The silly seasons of most international centres generally coincide with that of Hong Kong - but not this year.

The week the horses stopped running, the battling Japanese yen - already under serious pressure - started to go into free fall. Three months later, it still looks shaky.

And during this particular 'no horses' season, we have also had highly damaging revelations about the leader of the free world, Bill Clinton, that may or may not be about to set him on the trail to impeachment.

Then, after the embarrassment of going on television to tell the world of his 'inappropriate behaviour' (a term which, incidentally, is surely about to become a catch phrase for men or women who have cheated on their partners), Mr Clinton wasn't even able to enjoy a quiet breather.
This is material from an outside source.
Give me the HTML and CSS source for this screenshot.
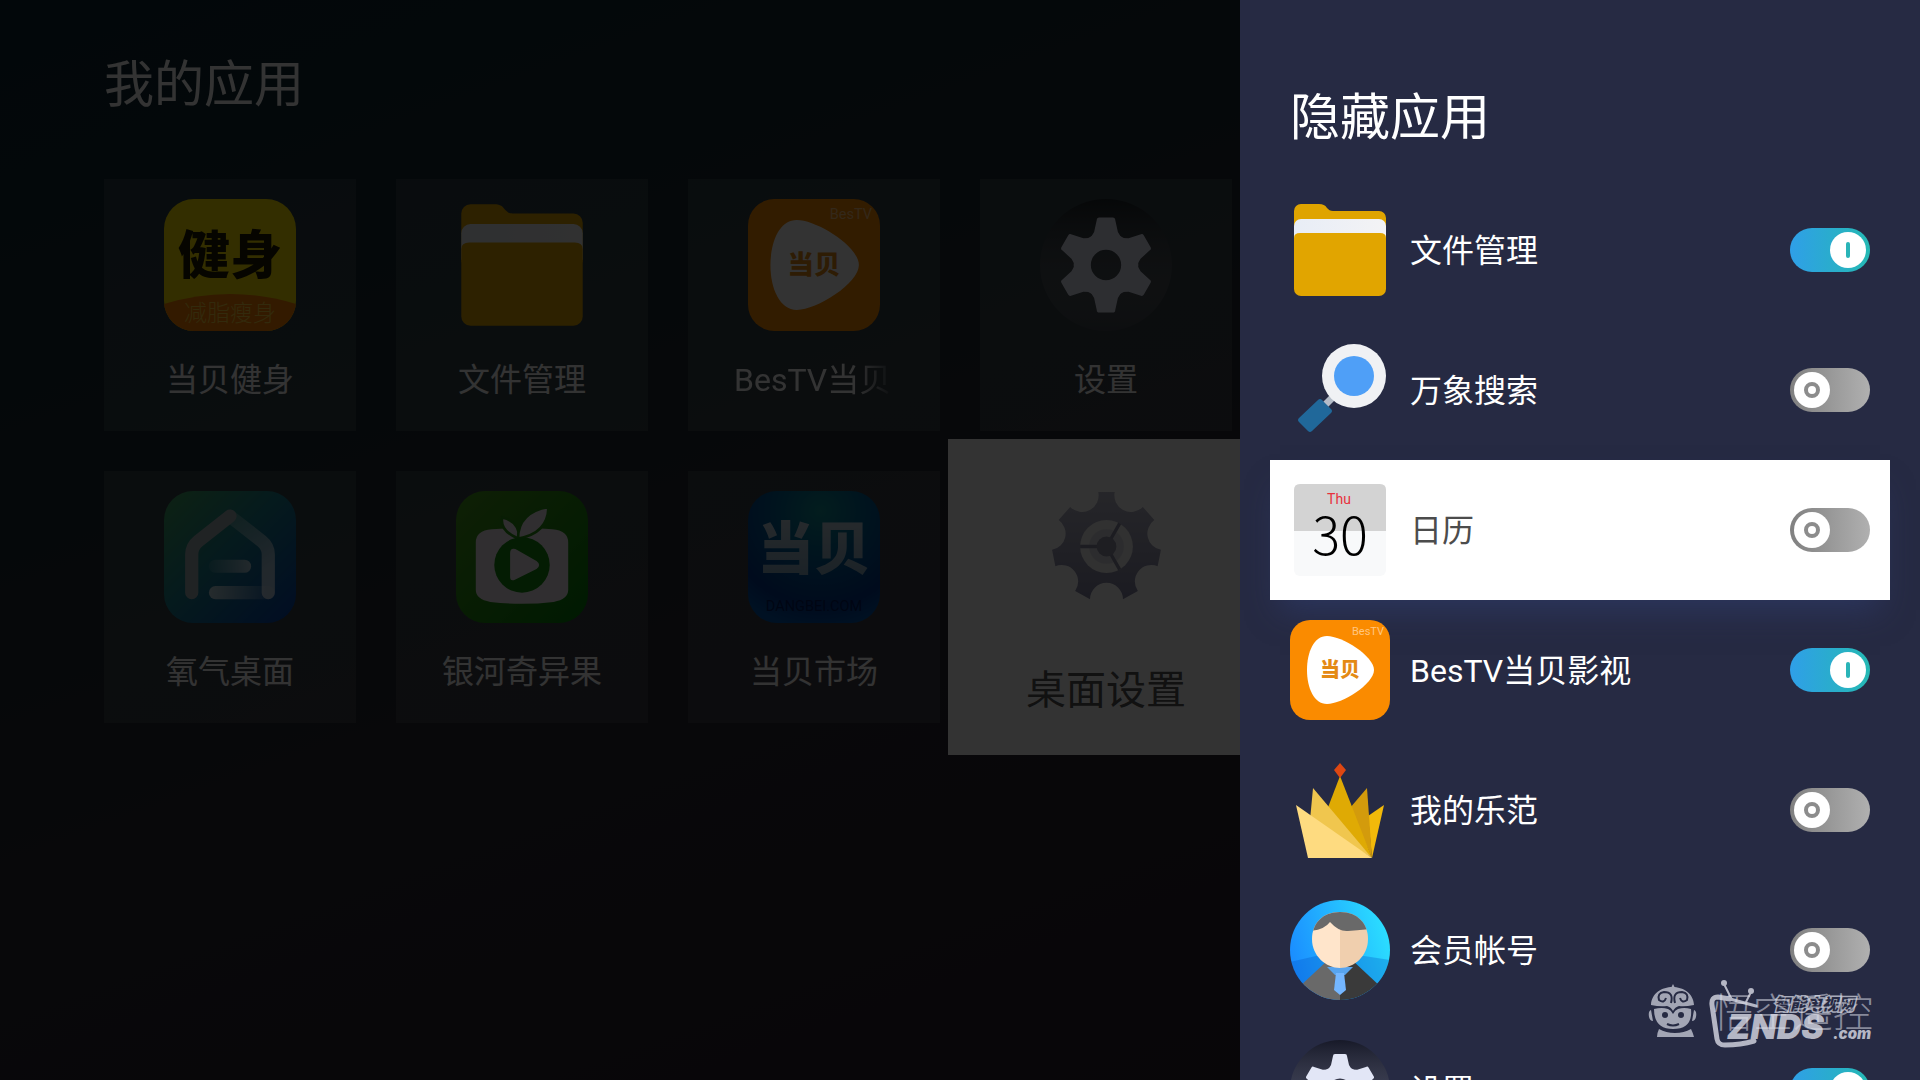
FILE: index.html
```html
<!DOCTYPE html>
<html lang="zh-CN">
<head>
    <meta charset="UTF-8">
    <meta name="viewport" content="width=device-width, initial-scale=1.0">
    <title>隐藏应用</title>
    <link rel="stylesheet" href="styles.css">
</head>
<body>

    <!-- Shared icons -->
    <svg class="sprite" aria-hidden="true">
        <defs>
            <linearGradient id="paper" x1="0" y1="0" x2="1" y2="0">
                <stop offset="0" stop-color="#e8edf6"/>
                <stop offset="1" stop-color="#f3f3f5"/>
            </linearGradient>
            <linearGradient id="gearDisc" x1="0" y1="0" x2="0" y2="1">
                <stop offset="0" stop-color="#000" stop-opacity=".4"/>
                <stop offset="1" stop-color="#fff" stop-opacity=".04"/>
            </linearGradient>
        </defs>

        <symbol id="folder" viewBox="0 0 100 100">
            <path fill="#dfa400" d="M4 11a7 7 0 0 1 7-7h18c4 0 6 1 8 4 2 2 3 3 6 3h46a7 7 0 0 1 7 7v30H4z"/>
            <path fill="url(#paper)" d="M4 26a7 7 0 0 1 7-7h78a7 7 0 0 1 7 7v20H4z"/>
            <path fill="#e1a500" d="M4 38q0-5 6-5h80q6 0 6 5V89a7 7 0 0 1-7 7H11a7 7 0 0 1-7-7z"/>
        </symbol>

        <symbol id="bestv" viewBox="0 0 100 100">
            <rect fill="#fa8b00" width="100" height="100" rx="20"/>
            <path fill="#fff" d="M37 16C52 16 84 36 84 50S52 84 37 84C24 84 17 68 17 50S24 16 37 16z"/>
            <text class="icon-black" x="50" y="57" font-size="20" fill="#e48a14">当贝</text>
            <text class="icon-latin" x="78" y="15" font-size="11" fill="#ffc680">BesTV</text>
        </symbol>

        <symbol id="gear" viewBox="0 0 100 100">
            <circle cx="50" cy="50" r="50" fill="url(#gearDisc)"/>
            <g transform="translate(50 50)" fill="#e2e6f6">
                <circle r="18" fill="none" stroke="#e2e6f6" stroke-width="13"/>
                <path id="tooth" d="M-5-36H5q2 0 2 2l2 9 3 5H-12l3-5 2-9q0-2 2-2z"/>
                <use href="#tooth" transform="rotate(60)"/>
                <use href="#tooth" transform="rotate(120)"/>
                <use href="#tooth" transform="rotate(180)"/>
                <use href="#tooth" transform="rotate(240)"/>
                <use href="#tooth" transform="rotate(300)"/>
            </g>
        </symbol>
    </svg>

    <main class="desktop">
        <h1 class="title">我的应用</h1>
        <div class="apps">
            <button class="app" type="button">
                <svg class="app-icon" viewBox="0 0 132 132" aria-hidden="true">
                    <clipPath id="fitClip"><rect width="132" height="132" rx="30"/></clipPath>
                    <g clip-path="url(#fitClip)">
                        <rect width="132" height="132" fill="#fee600"/>
                        <path fill="#ff8000" d="M0 105Q66 85 132 105V132H0z"/>
                    </g>
                    <text class="icon-black" x="66" y="75" font-size="52" fill="#201c00">健身</text>
                    <text class="icon-thin" x="66" y="122" font-size="23" fill="#ffd040">减脂瘦身</text>
                </svg>
                <span class="app-name">当贝健身</span>
            </button>
            <button class="app" type="button">
                <svg class="app-icon" aria-hidden="true"><use href="#folder"/></svg>
                <span class="app-name">文件管理</span>
            </button>
            <button class="app" type="button">
                <svg class="app-icon" aria-hidden="true"><use href="#bestv"/></svg>
                <span class="app-name fade">BesTV当贝影视</span>
            </button>
            <button class="app" type="button">
                <svg class="app-icon" aria-hidden="true"><use href="#gear"/></svg>
                <span class="app-name">设置</span>
            </button>
            <button class="app" type="button">
                <svg class="app-icon" viewBox="0 0 100 100" aria-hidden="true">
                    <defs>
                        <linearGradient id="homeBg" x1="0" y1="0" x2="1" y2="1">
                            <stop offset="0" stop-color="#44a860"/>
                            <stop offset=".45" stop-color="#1c8290"/>
                            <stop offset="1" stop-color="#0640b0"/>
                        </linearGradient>
                        <linearGradient id="roof" gradientUnits="userSpaceOnUse" x1="50" y1="18" x2="79" y2="60">
                            <stop offset="0" stop-color="#fff" stop-opacity=".2"/>
                            <stop offset="1" stop-color="#fff" stop-opacity=".65"/>
                        </linearGradient>
                        <linearGradient id="bar" gradientUnits="userSpaceOnUse" x1="35" y1="0" x2="66" y2="0">
                            <stop offset="0" stop-color="#fff" stop-opacity=".1"/>
                            <stop offset="1" stop-color="#fff" stop-opacity=".65"/>
                        </linearGradient>
                        <linearGradient id="floor" gradientUnits="userSpaceOnUse" x1="35" y1="0" x2="79" y2="0">
                            <stop offset="0" stop-color="#fff" stop-opacity=".7"/>
                            <stop offset="1" stop-color="#fff" stop-opacity=".1"/>
                        </linearGradient>
                    </defs>
                    <rect width="100" height="100" rx="22" fill="url(#homeBg)"/>
                    <g fill="none" stroke-width="10" stroke-linecap="round" stroke-linejoin="round">
                        <path stroke="url(#floor)" d="M39 77H79"/>
                        <path stroke="url(#bar)" d="M39 57H61"/>
                        <path stroke="url(#roof)" d="M51 20L74 38q5 4 5 10V77"/>
                        <path stroke="#a2afb4" d="M50 19L26 38q-5 4-5 10V77"/>
                    </g>
                </svg>
                <span class="app-name">氧气桌面</span>
            </button>
            <button class="app" type="button">
                <svg class="app-icon" viewBox="0 0 100 100" aria-hidden="true">
                    <defs>
                        <linearGradient id="green" x1="0" y1="0" x2="1" y2="1">
                            <stop offset="0" stop-color="#4a9c1c"/>
                            <stop offset="1" stop-color="#008008"/>
                        </linearGradient>
                    </defs>
                    <rect width="100" height="100" rx="22" fill="url(#green)"/>
                    <path fill="#eee6ee" d="M27 29q23-2 46 0 12 1 12 10V75q0 7-11 9-24 3-48 0-11-2-11-9V39q0-9 12-10z"/>
                    <g fill="#eee6ee" stroke="#2c9014" stroke-width="2">
                        <path d="M47 36Q33 30 35 20 48 23 48 36z"/>
                        <path d="M47 36Q47 16 70 12 70 32 47 36z"/>
                    </g>
                    <circle cx="50" cy="56" r="21" fill="#168a10"/>
                    <path fill="#eee6ee" d="M41 47q0-4 4-3l16 9q4 3 0 6L45 67q-4 2-4-2z"/>
                </svg>
                <span class="app-name">银河奇异果</span>
            </button>
            <button class="app" type="button">
                <svg class="app-icon" viewBox="0 0 100 100" aria-hidden="true">
                    <defs>
                        <radialGradient id="market" cx=".55" cy=".15" r=".9">
                            <stop offset="0" stop-color="#109098"/>
                            <stop offset=".4" stop-color="#006098"/>
                            <stop offset=".8" stop-color="#003890"/>
                            <stop offset="1" stop-color="#0058b0"/>
                        </radialGradient>
                        <linearGradient id="silver" x1="0" y1="0" x2="0" y2="1">
                            <stop offset="0" stop-color="#cfdbe6"/>
                            <stop offset="1" stop-color="#7fa5bd"/>
                        </linearGradient>
                    </defs>
                    <rect width="100" height="100" rx="22" fill="url(#market)"/>
                    <text class="icon-black" x="50" y="59" font-size="43" fill="url(#silver)">当贝</text>
                    <text class="icon-latin" x="50" y="91" font-size="11" fill="#001c60">DANGBEI.COM</text>
                </svg>
                <span class="app-name">当贝市场</span>
            </button>
            <button class="app focused" type="button">
                <svg class="app-icon" viewBox="0 0 100 100" aria-hidden="true">
                    <defs>
                        <linearGradient id="steel" x1="0" y1="0" x2="0" y2="1">
                            <stop offset="0" stop-color="#bcbccc"/>
                            <stop offset="1" stop-color="#8686a6"/>
                        </linearGradient>
                    </defs>
                    <g transform="translate(50 50)">
                        <path fill="url(#steel)" d="M-5-33H5A10 10 0 0 0 22-24L29-16A10 10 0 0 0 33 2L31 12A10 10 0 0 0 19 27L10 32A10 10 0 0 0-10 32L-19 27A10 10 0 0 0-31 12L-33 2A10 10 0 0 0-29-16L-22-24A10 10 0 0 0-5-33z"/>
                        <circle r="16" fill="#f2f2f2"/>
                        <circle r="8" fill="none" stroke="#dcdce4" stroke-width="5"/>
                        <path stroke="#8c8ca4" stroke-width="2" d="M0 0H-16M0 0L8-14M0 0L8 14"/>
                        <circle r="6" fill="#9494ac"/>
                    </g>
                </svg>
                <span class="app-name">桌面设置</span>
            </button>
        </div>
    </main>

    <aside class="panel">
        <h2 class="title panel-title">隐藏应用</h2>
        <ul class="hide-list">
            <li>
                <label class="row">
                    <svg class="row-icon" aria-hidden="true"><use href="#folder"/></svg>
                    <span class="row-name">文件管理</span>
                    <input class="switch" type="checkbox" checked>
                </label>
            </li>
            <li>
                <label class="row">
                    <svg class="row-icon" viewBox="0 0 100 100" aria-hidden="true">
                        <path stroke="#b4bcc8" stroke-width="7" d="M34 66L46 54"/>
                        <path fill="#20689a" d="M28 60q2-2 4 0l9 9q2 2 0 4L22 91q-2 2-4 0L9 82q-2-2 0-4z"/>
                        <circle cx="64" cy="36" r="32" fill="#f0f1f4"/>
                        <circle cx="64" cy="36" r="20" fill="#4f9ff7"/>
                    </svg>
                    <span class="row-name">万象搜索</span>
                    <input class="switch" type="checkbox">
                </label>
            </li>
            <li>
                <label class="row focused">
                    <svg class="row-icon" viewBox="0 0 100 100" aria-hidden="true">
                        <rect x="4" y="4" width="92" height="92" rx="6" fill="#f8f9fa"/>
                        <path fill="#d3d3d3" d="M4 51V10q0-6 6-6h80q6 0 6 6V51z"/>
                        <text class="icon-latin" x="49" y="24" font-size="14" fill="#e8303c">Thu</text>
                        <text class="icon-thin" x="50" y="75" font-size="52" fill="#000">30</text>
                    </svg>
                    <span class="row-name">日历</span>
                    <input class="switch" type="checkbox">
                </label>
            </li>
            <li>
                <label class="row">
                    <svg class="row-icon" aria-hidden="true"><use href="#bestv"/></svg>
                    <span class="row-name">BesTV当贝影视</span>
                    <input class="switch" type="checkbox" checked>
                </label>
            </li>
            <li>
                <label class="row">
                    <svg class="row-icon" viewBox="0 0 100 100" aria-hidden="true">
                        <path fill="#f2b90a" d="M94 45L82 98 78 56z"/>
                        <path fill="#d39b0c" d="M77 28L82 98 60 48z"/>
                        <path fill="#dfaa04" d="M50 16L82 98 37 50z"/>
                        <path fill="#f0c64e" d="M23 28L82 98 20 60z"/>
                        <path fill="#fedb80" d="M6 45L82 98H18z"/>
                        <path fill="#dd4712" d="M50 3l6 7-6 8-6-8z"/>
                    </svg>
                    <span class="row-name">我的乐范</span>
                    <input class="switch" type="checkbox">
                </label>
            </li>
            <li>
                <label class="row">
                    <svg class="row-icon" viewBox="0 0 100 100" aria-hidden="true">
                        <defs>
                            <linearGradient id="sky" x1="0" y1=".6" x2="1" y2=".3">
                                <stop offset="0" stop-color="#1a8cff"/>
                                <stop offset="1" stop-color="#2ce0ff"/>
                            </linearGradient>
                            <clipPath id="disc"><circle cx="50" cy="50" r="50"/></clipPath>
                            <clipPath id="head"><path d="M50 12C68 12 78 24 78 39 78 56 64 68 50 68S22 56 22 39C22 24 32 12 50 12z"/></clipPath>
                        </defs>
                        <g clip-path="url(#disc)">
                            <rect width="100" height="100" fill="url(#sky)"/>
                            <path fill="#0050c0" fill-opacity=".3" d="M0 62L26 56H74L100 60V100H0z"/>
                            <path fill="#696969" d="M50 60H38L8 88V100H50z"/>
                            <path fill="#3a3a3a" d="M50 60H62L92 88V100H50z"/>
                            <path fill="#58a4ee" d="M37 67H63L55 75H45z"/>
                            <path fill="#74b6ff" d="M46 73H54L56 90 50 95 44 90z"/>
                        </g>
                        <g clip-path="url(#head)">
                            <rect width="50" height="100" fill="#ffe5cb"/>
                            <rect x="50" width="50" height="100" fill="#f0cfae"/>
                            <path fill="#696969" d="M20 31Q34 30 40 22 49 32 58 31T80 29V0H20z"/>
                        </g>
                    </svg>
                    <span class="row-name">会员帐号</span>
                    <input class="switch" type="checkbox">
                </label>
            </li>
            <li>
                <label class="row">
                    <svg class="row-icon" aria-hidden="true"><use href="#gear"/></svg>
                    <span class="row-name">设置</span>
                    <input class="switch" type="checkbox" checked>
                </label>
            </li>
        </ul>
    </aside>

    <!-- Watermark -->
    <svg class="watermark" viewBox="0 0 240 76" aria-hidden="true">
        <g fill="#a2a5b4">
            <path d="M11 29C12 5 53 5 54 29q-10 2-15 1-4 1-6 5-2-4-6-5-7 1-16-1z"/>
            <path d="M31 12l2-4 2 4z"/>
            <path d="M14 33q8-2 14 0 3 1 5 5 2-4 5-5 6-2 13 0 2 20-18 20-19 0-19-20z"/>
            <path d="M11 34q-3 1-2 7 1 4 4 4zM54 34q3 1 2 7-1 4-4 4zM19 53q-2 4-2 8h37q-1-4-3-8-7 4-16 4t-16-4z"/>
        </g>
        <g fill="none" stroke="#262a43" stroke-width="2">
            <path d="M31 27q3-11-7-11-7 1-5 8 5 4 7-2M35 27q-3-11 7-11 7 1 5 8-5 4-7-2"/>
            <path d="M27 48q6 3 12 0"/>
        </g>
        <g fill="#262a43"><circle cx="25" cy="39" r="3"/><circle cx="41" cy="39" r="3"/></g>
        <g fill="none" stroke="#b4b6c4" stroke-linecap="round">
            <path stroke-width="5" d="M90 23L78 21q-7 0-6 8l5 34q1 6 8 6 16 0 29-4"/>
            <path stroke-width="3" d="M90 23L116 30"/>
            <path stroke-width="2" d="M91 22L84 8M106 26l5-10"/>
        </g>
        <circle cx="84" cy="7" r="3" fill="#b4b6c4"/>
        <circle cx="111" cy="15" r="3" fill="#b4b6c4"/>
        <text class="mark-site" x="134" y="34" font-size="16">智能电视网</text>
        <text class="mark-logo" x="87" y="63" font-size="34">ZNDS</text>
        <text class="mark-logo" x="193" y="63" font-size="15">.com</text>
        <text class="mark-name" x="73" y="51" font-size="40">悟空遥控</text>
    </svg>

</body>
</html>
```

FILE: styles.css
```css
/* General Styling */
* {
    box-sizing: border-box;
}

body {
    font-family: Roboto, "Noto Sans CJK SC", sans-serif;
    margin: 0;
    display: flex;
    height: 100vh;
    background: #262a43;
    color: #fff;
    overflow: hidden;
    position: relative;
}

.sprite {
    position: absolute;
    width: 0;
    height: 0;
}

.title {
    margin: 0;
    font-size: 50px;
    line-height: 60px;
    font-weight: 400;
}

/* Desktop behind the panel */
.desktop {
    flex: 1;
    min-width: 0;
    padding: 55px 0 0 104px;
    background: linear-gradient(160deg, #0c2632 0%, #1c2c34 35%, #2a2a34 60%, #281e2c 100%);
    position: relative;
    overflow: hidden;
}

.desktop::after {
    content: "";
    position: absolute;
    inset: 0;
    background: rgba(0, 0, 0, 0.8);
}

.apps {
    display: grid;
    grid-template-columns: repeat(4, 252px);
    grid-auto-rows: 252px;
    gap: 40px;
    margin-top: 64px;
}

.app {
    display: flex;
    flex-direction: column;
    align-items: center;
    gap: 28px;
    padding: 20px;
    border: none;
    background: rgba(255, 255, 255, 0.1);
    color: #fff;
    font-family: inherit;
    font-size: 32px;
    line-height: 42px;
    cursor: pointer;
}

.app-icon {
    flex: none;
    width: 132px;
    height: 132px;
}

.app-name {
    max-width: 160px;
    overflow: hidden;
    white-space: nowrap;
}

.app-name.fade {
    mask-image: linear-gradient(90deg, #000 75%, transparent 100%);
}

.app.focused {
    margin: -32px;
    padding: 25px;
    gap: 36px;
    background: #fff;
    color: #555;
    font-size: 40px;
    line-height: 52px;
}

.app.focused .app-icon {
    width: 165px;
    height: 165px;
}

/* Side panel */
.panel {
    flex: none;
    width: 680px;
    padding: 88px 30px 0;
    background: #262a43;
    overflow: hidden;
}

.panel-title {
    padding: 0 20px;
}

.hide-list {
    list-style: none;
    margin: 32px 0 0;
    padding: 0;
}

.row {
    display: flex;
    align-items: center;
    gap: 20px;
    padding: 20px;
    font-size: 32px;
    line-height: 42px;
    cursor: pointer;
}

.row.focused {
    background: #fff;
    color: #4c4c4c;
    box-shadow: 0 20px 30px -10px rgba(50, 66, 120, 0.5);
}

.row-icon {
    flex: none;
    width: 100px;
    height: 100px;
}

.row-name {
    flex: 1;
    padding-top: 2px;
}

/* Switch */
.switch {
    appearance: none;
    flex: none;
    display: grid;
    grid-template-columns: 36px;
    align-items: center;
    justify-items: center;
    width: 80px;
    height: 44px;
    margin: 0;
    padding: 4px;
    border-radius: 22px;
    background: linear-gradient(90deg, #808080, #b0b0b0);
    cursor: pointer;
}

.switch::before,
.switch::after {
    content: "";
    grid-area: 1 / 1;
    border-radius: 50%;
}

.switch::before {
    width: 36px;
    height: 36px;
    background: #fff;
}

.switch::after {
    box-sizing: border-box;
    width: 16px;
    height: 16px;
    border: 4px solid #8c8c8c;
}

.switch:checked {
    justify-content: end;
    background: linear-gradient(90deg, #2f9fe8, #25b9b4);
}

.switch:checked::after {
    width: 4px;
    border: none;
    border-radius: 2px;
    background: #2ab4b8;
}

/* Text inside icons */
.icon-black,
.icon-thin,
.icon-latin {
    text-anchor: middle;
}

.icon-black {
    font-family: "Noto Sans CJK SC", sans-serif;
    font-weight: 900;
}

.icon-thin {
    font-family: "Noto Sans CJK SC", sans-serif;
    font-weight: 300;
}

.icon-latin {
    font-family: Roboto, sans-serif;
}

/* Watermark */
.watermark {
    position: absolute;
    right: 40px;
    bottom: 28px;
    width: 240px;
    height: 76px;
    pointer-events: none;
}

.mark-name {
    font-family: "Noto Sans CJK SC", sans-serif;
    font-weight: 300;
    fill: #dcdee8;
    fill-opacity: 0.55;
}

.mark-site {
    font-family: "Noto Sans CJK SC", sans-serif;
    font-weight: 900;
    font-style: italic;
    fill: #262a43;
    stroke: #a8abba;
    stroke-width: 3px;
    paint-order: stroke;
}

.mark-logo {
    font-family: Inter, sans-serif;
    font-weight: 900;
    font-style: italic;
    fill: #b4b6c4;
}
```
He had headed off to his regular retreat in Martha's Vineyard directly after giving his mea culpa address: but a day or two later, rushed back to Washington to announce cruise missile attacks on targets in Sudan and Afghanistan.

Even presidential silly seasons, it seems, are under siege this year.

Finally, there was the extraordinary collapse of the Russian rouble - and, of course, Boris Yeltsin's by-now trademark response: 'Sack the government!' So, the big question: could this deluge of earth-shattering events since mid-June in some bizarre and eerie way be related to the absence of thoroughbreds from Hong Kong racecourses? We think it's all a case for Great Mysteries of the World.

Thankfully, we have a rare spot of good news to report for the superstitious of heart: the 'no horses' season is about to come to an end.

The thoroughbreds return to do their merry dance at the season-opening meeting at Sha Tin tomorrow.

So to the Hong Kong Jockey Club, we say this: bring on those horses. They can't return soon enough.